There are many factors to take into account as to why this occurs. Many students come from other academic institutions and spend only one year here making it hard to integrate fully into the university. The extensive workload and financial difficulties due to lack of a student loan also contribute heavily. Another major issue is that 50% of graduates at the university are international students which means there is added pressure into attempting to unify diverse nationalities into the college system; exacerbated by the other problems listed above. So in short, postgraduates have quite a hard time of it in a social sense, and seem to struggle to slot into the collegiate system. Part of the problem is that Graduate College did not previously differentiate itself enough from the undergraduate colleges, when their target demographic is starkly different.
Graduate College was the last college to be created at Lancaster, only established in 1992 and so maybe does not quite have the rich history of say a college like Bowland. They have never, for instance, won the Carter Shield and have traditionally struggled to field teams for the event and although this has not yet shown much in the way of improvement, many other aspects have altered dramatically. A fortnight ago the college passed a new constitution which has seen a dramatic restructuring of the GSA (Graduate Student Association). The new exec has been streamlined to fewer members and specifically caters for postgraduate needs instead of focusing on social secretaries which are perhaps less relevant in a college of postgraduates with a lot of work to do. This brand new constitution was passed in the first quorate meeting that Graduate College had seen in many years. Postgraduates are now better represented in LUSU and at union council which is essential as the postgraduate community pumps a lot of money into Lancaster University, and as such deserve to have their individual issues and concerns addressed at a level where the University has to listen.
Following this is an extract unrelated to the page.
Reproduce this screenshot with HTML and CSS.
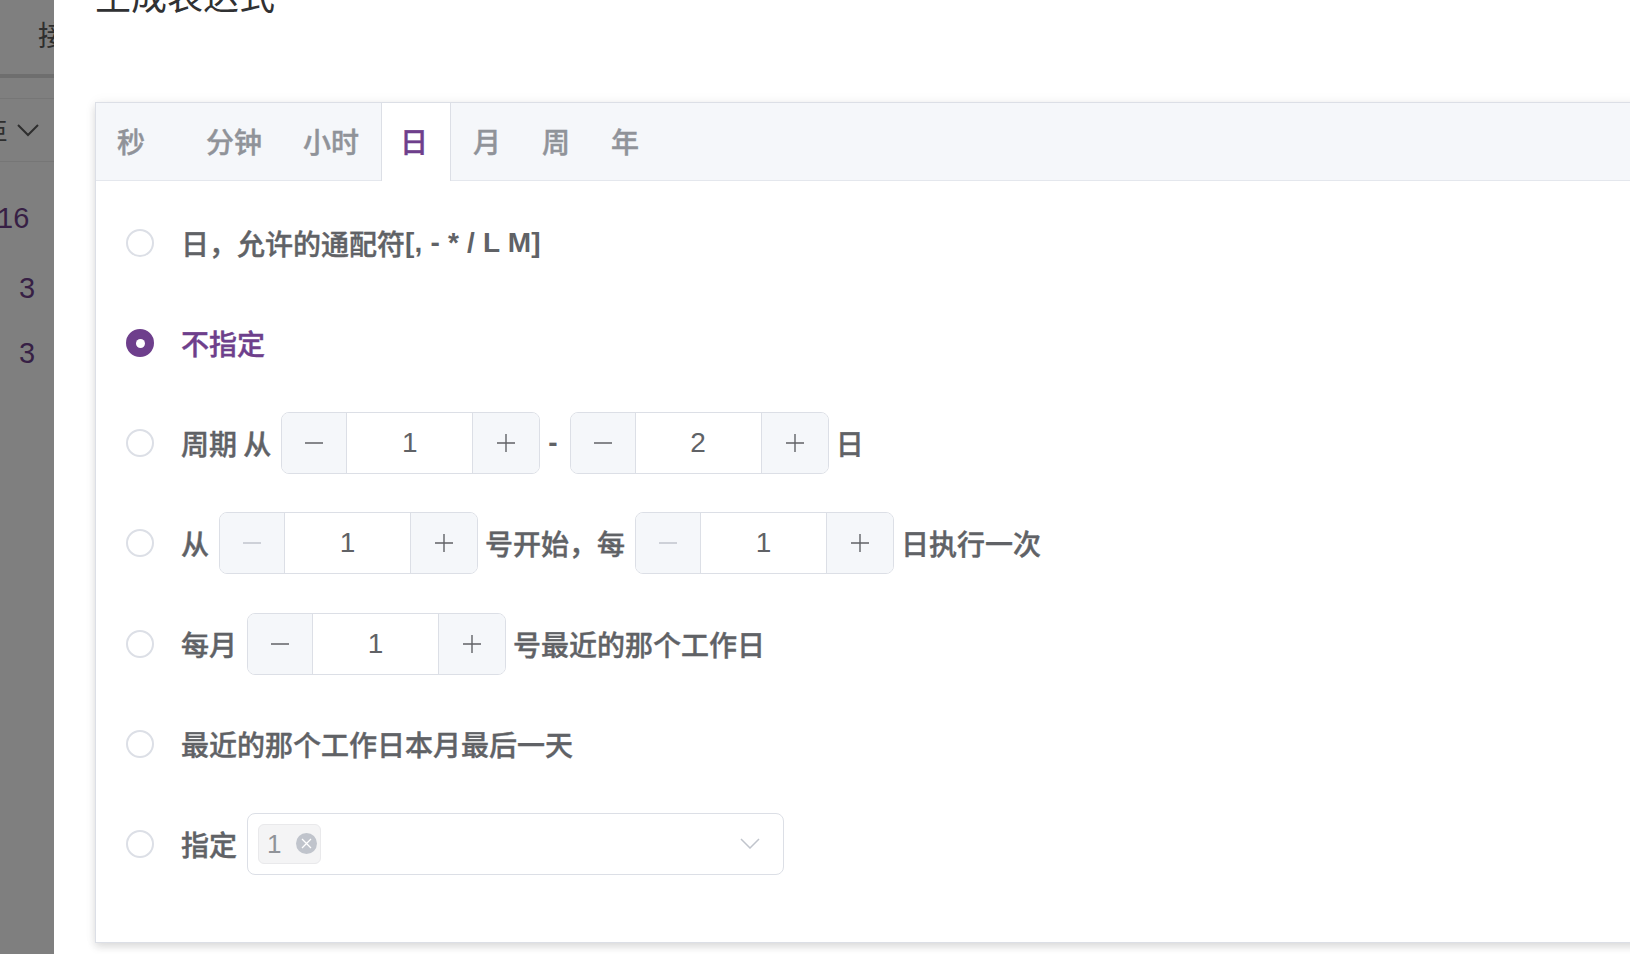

This new optimism is best encapsulated by the many GSA posters which adorn the spine and the success of the Wednesday curry night (the food provided by the excellent Sultan), as well as an upcoming cider festival. The Herdwick (formerly known simply as Grad bar) is one of only two college bars to have Setanta sports and has an excellent range of real ale; it must certainly be one of the most bustling bars on campus. LUSU has definitely taken an active role in driving the GSA forward and the appointment of Jo Hardman (a member of staff in LUSU) as the college Principal certainly means there is good communication and a shared vision as to how to improve the college. It seems that this new found unity and college spirit has been achieved by identifying and differentiating itself from the undergraduate colleges and listening to the views of its postgraduate membership. Perhaps, one day this increased representation could ultimately manifest itself in the form a Postgraduate Sabbatical officer. Who knows?